In seventh grade English Language Arts, I teach Carl Jung and Joseph Campbell’s Hero’s Journey—classically represented in, say, the latter’s The Hero With A Thousand Faces (1949)—as preparation for reading Homer’s Iliad. The goal is to help them feel they have a well-constructed model for interpreting character arcs going into Homer, so that, in eighth grade, we can deconstruct that model through what I call the “Antihero’s Journey,” by which I mean the journey of the antihero as a concept through time: from the Wild Man archetype represented by figures like Enkidu, Samson, and David; to Tragic Heroes like Euripides’ Herakles or Sophocles’ Oedipus; to Tricksters like Coyote, Loki, Satan, and the Joker; and on to modern antiheroes like Batman, Anakin Skywalker, or Paul Atreides.
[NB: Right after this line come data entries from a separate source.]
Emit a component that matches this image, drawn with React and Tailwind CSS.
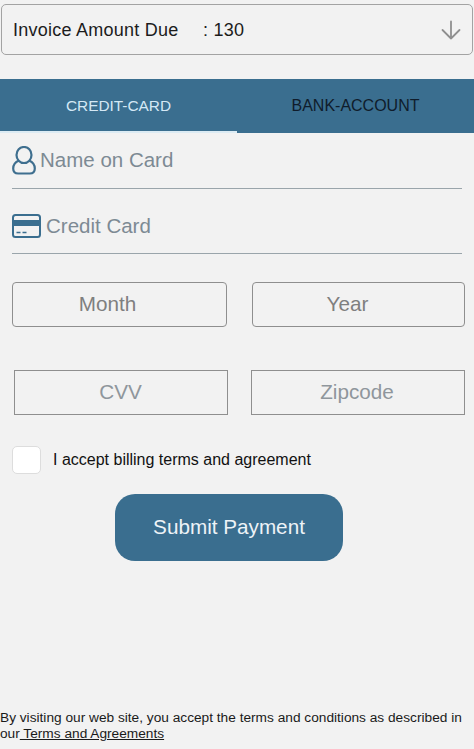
export default function App() {
  return (
    <div className="relative flex flex-col w-[474px] h-[749px] overflow-hidden bg-[#f2f2f2] font-['Liberation_Sans',Arial,sans-serif]">
      <div className="mt-[4px] mx-[1px] h-[51px] shrink-0 flex items-center justify-between pl-[11px] pr-[11px] border-[1.5px] border-[#a3a3a3] rounded-[5px] bg-[#f2f2f2]">
        <div className="flex pt-[2px] text-[18px] text-[#1c1c1c] tracking-[0.25px]">
          <span className="w-[190px]">Invoice Amount Due</span>
          <span>: 130</span>
        </div>
        <svg width="20" height="20" viewBox="0 0 20 20" fill="none" stroke="#8f8f8f" strokeWidth="1.8" strokeLinecap="round" strokeLinejoin="round">
          <path d="M10 1.5V18.5M1.5 10l8.5 8.5 8.5-8.5" />
        </svg>
      </div>

      <div className="mt-[24px] h-[54px] shrink-0 flex bg-[#3a6e8f]">
        <div className="w-[237px] h-[52px] box-content flex items-center justify-center pt-[1px] -mt-[1px] text-[15.4px] text-[#d4e8f5] border-b-[2px] border-[#dcebf3]">
          <span className="pt-[2px]">CREDIT-CARD</span>
        </div>
        <div className="flex-1 flex items-center justify-center text-[16px] text-[#0f1c2b]">BANK-ACCOUNT</div>
      </div>

      <div className="mt-[13px] mx-[12px] h-[43px] shrink-0 w-[450px] flex items-start border-b-[1.5px] border-[#9aa5ab]">
        <svg width="24" height="29" viewBox="0 0 24 29" fill="none" stroke="#3f6f8f" strokeWidth="2.2" className="shrink-0">
          <ellipse cx="12" cy="9" rx="7.5" ry="8" />
          <path d="M7 14.5C3.5 16 1.2 18.5 1.2 22.5c0 3.5 2.3 5 5 5h11.6c2.7 0 5-1.5 5-5 0-4-2.3-6.5-5.8-8" />
        </svg>
        <span className="ml-[4px] -mt-[1px] text-[20.5px] text-[#7d8a94]">Name on Card</span>
      </div>

      <div className="mt-[25px] mx-[12px] h-[40px] shrink-0 w-[450px] flex items-start border-b-[1.5px] border-[#9aa5ab]">
        <svg width="29" height="24" viewBox="0 0 29 24" className="shrink-0">
          <rect x="1" y="1" width="27" height="22" rx="2.5" fill="#f2f2f2" stroke="#3a6e8f" strokeWidth="2" />
          <rect x="1" y="6" width="27" height="6" fill="#3a6e8f" />
          <path d="M4.5 18.5h4M10.5 18.5h4" stroke="#3a6e8f" strokeWidth="1.6" />
        </svg>
        <span className="ml-[5px] -mt-[3px] text-[20.5px] text-[#7d8a94]">Credit Card</span>
      </div>

      <div className="mt-[28px] pl-[12px] h-[45px] shrink-0 flex">
        <div className="w-[215px] flex items-center justify-center pr-[24px] pb-[2px] border-[1.5px] border-[#8f8f8f] rounded-[4px] text-[20.7px] text-[#7f7f7f]">Month</div>
        <div className="ml-[25px] w-[213px] flex items-center justify-center pr-[22px] pb-[2px] border-[1.5px] border-[#8f8f8f] rounded-[4px] text-[20.7px] text-[#7f7f7f]">Year</div>
      </div>

      <div className="mt-[43px] pl-[14px] h-[45px] shrink-0 flex">
        <div className="w-[214px] flex items-center justify-center pb-[2px] border-[1.5px] border-[#8f8f8f] text-[20.7px] text-[#8f969c] pr-[1px]">CVV</div>
        <div className="ml-[23px] w-[214px] flex items-center justify-center pb-[2px] pr-[2px] border-[1.5px] border-[#8f8f8f] text-[20.7px] text-[#8f969c]">Zipcode</div>
      </div>

      <div className="mt-[31px] pl-[12px] h-[28px] shrink-0 flex items-center">
        <div className="w-[29px] h-[28px] bg-white border-[1.5px] border-[#dddddd] rounded-[5px] shrink-0" />
        <span className="ml-[12px] text-[16px] text-[#111111]">I accept billing terms and agreement</span>
      </div>

      <div className="mt-[20px] ml-[115px] w-[228px] h-[67px] shrink-0 flex items-center justify-center pb-[2px] bg-[#3a6e8f] rounded-[20px] text-[20.7px] text-[#edf3f7]">Submit Payment</div>

      <div className="mt-auto mb-[7px] text-[13.7px] leading-[16px] text-[#1a1a1a]">
        By visiting our web site, you accept the terms and conditions as described in our<span className="underline"> Terms and Agreements</span>
      </div>
    </div>
  );
}
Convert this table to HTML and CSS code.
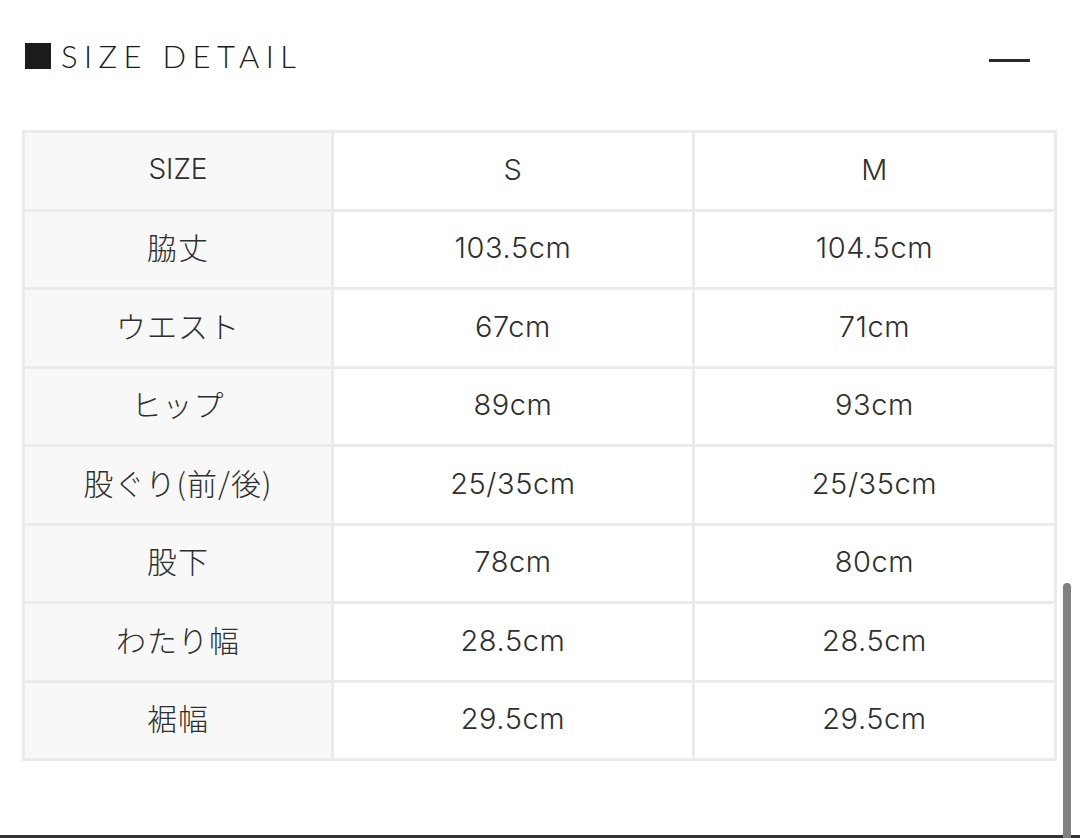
FILE: index.html
```html
<!DOCTYPE html>
<html lang="ja">
<head>
<meta charset="utf-8">
<title>SIZE DETAIL</title>
<link rel="stylesheet" href="styles.css">
</head>
<body>
<div class="page">
  <div class="head">
    <h2 class="title"><span class="sq"></span>SIZE DETAIL</h2>
    <span class="minus"></span>
  </div>
  <table class="size">
    <colgroup><col class="c1"><col class="c2"><col class="c3"></colgroup>
    <tr><th class="lat">SIZE</th><td>S</td><td>M</td></tr>
    <tr><th>脇丈</th><td>103.5cm</td><td>104.5cm</td></tr>
    <tr><th>ウエスト</th><td>67cm</td><td>71cm</td></tr>
    <tr><th>ヒップ</th><td>89cm</td><td>93cm</td></tr>
    <tr><th>股ぐり(前/後)</th><td>25/35cm</td><td>25/35cm</td></tr>
    <tr><th>股下</th><td>78cm</td><td>80cm</td></tr>
    <tr><th>わたり幅</th><td>28.5cm</td><td>28.5cm</td></tr>
    <tr><th>裾幅</th><td>29.5cm</td><td>29.5cm</td></tr>
  </table>
</div>
<div class="bottombar"></div>
<div class="scroll"></div>
</body>
</html>
```
FILE: styles.css
```css
html, body { margin: 0; padding: 0; background: #fff; }
body { width: 1080px; height: 838px; overflow: hidden; position: relative;
  font-family: "Inter", "Noto Sans CJK JP", sans-serif; color: #333; }
.page { padding: 0 23px 0 22px; }
.head { display: flex; align-items: center; justify-content: space-between; height: 112px; padding: 0 27px 0 3px; box-sizing: border-box; }
.title { margin: 0; display: flex; align-items: center; font-family: "Lato", sans-serif; font-weight: 300; font-size: 31px; letter-spacing: 6.4px; color: #1a1a1a; }
.sq { width: 26px; height: 26px; background: #1c1c1c; margin-right: 10px; }
.minus { width: 41px; height: 3px; background: #2a2a2a; margin-top: 8px; }
table.size { width: 1035px; border-collapse: collapse; border: 3px solid #ebebeb; margin-top: 18px; }
col.c1 { width: 310px; }
col.c2 { width: 362px; }
col.c3 { width: 363px; }
th, td { border: 3px solid #ebebeb; height: 78.5px; padding: 0 0 3px; box-sizing: border-box; text-align: center; vertical-align: middle;
  font-weight: 300; font-size: 29px; letter-spacing: 0.6px; color: #2e2e2e; }
th { background: #f8f8f8; font-family: "Noto Sans CJK JP", sans-serif; font-weight: 300; font-size: 30px; letter-spacing: 1px; padding-bottom: 6px; }
th.lat { font-family: "Inter", "Noto Sans CJK JP", sans-serif; font-weight: 300; font-size: 28px; letter-spacing: 0; padding-bottom: 3px; }
td { background: #fff; }
.bottombar { position: absolute; left: 0; right: 0; bottom: 0; height: 3px; background: #333; }
.scroll { position: absolute; left: 1063px; top: 583px; width: 8px; height: 260px; border-radius: 4px; background: #808080; }
```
This preps them to read the Odyssey, which is a decidedly different work than the Iliad, following a character much more radically transgressive of the norms we associate with heroes.

It’s great fun, and as a third trimester set of units, these work well to keep kids’ attention as the final vestiges of winter pass into memory and the short Missouri springs that buffer late frosts and blistering summers summon their minds and bodies elsewhere. But it also gets me thinking, inevitably, about the Gospel story, and how that story must have sounded in many theaters of its ancient reception. Teaching as a Christian in a Jewish Day School, I make mention of many religious examples in the course of explaining the utility of the Hero’s Journey as a heuristic device in a comparative way, with special emphasis on characters from the Tanakh like Enoch, Moses, David, Elijah, and Jonah. Jesus is a byway example in my lectures alongside the likes of Rama, Siddharta Gautama, and Muhammad. But, once the connection clicks, it is difficult to unsee it beyond my immediate classroom setting: Jesus’ story is easily illuminable by reference to the monomyth, and perhaps even in ways that Christians are habitually primed to ignore.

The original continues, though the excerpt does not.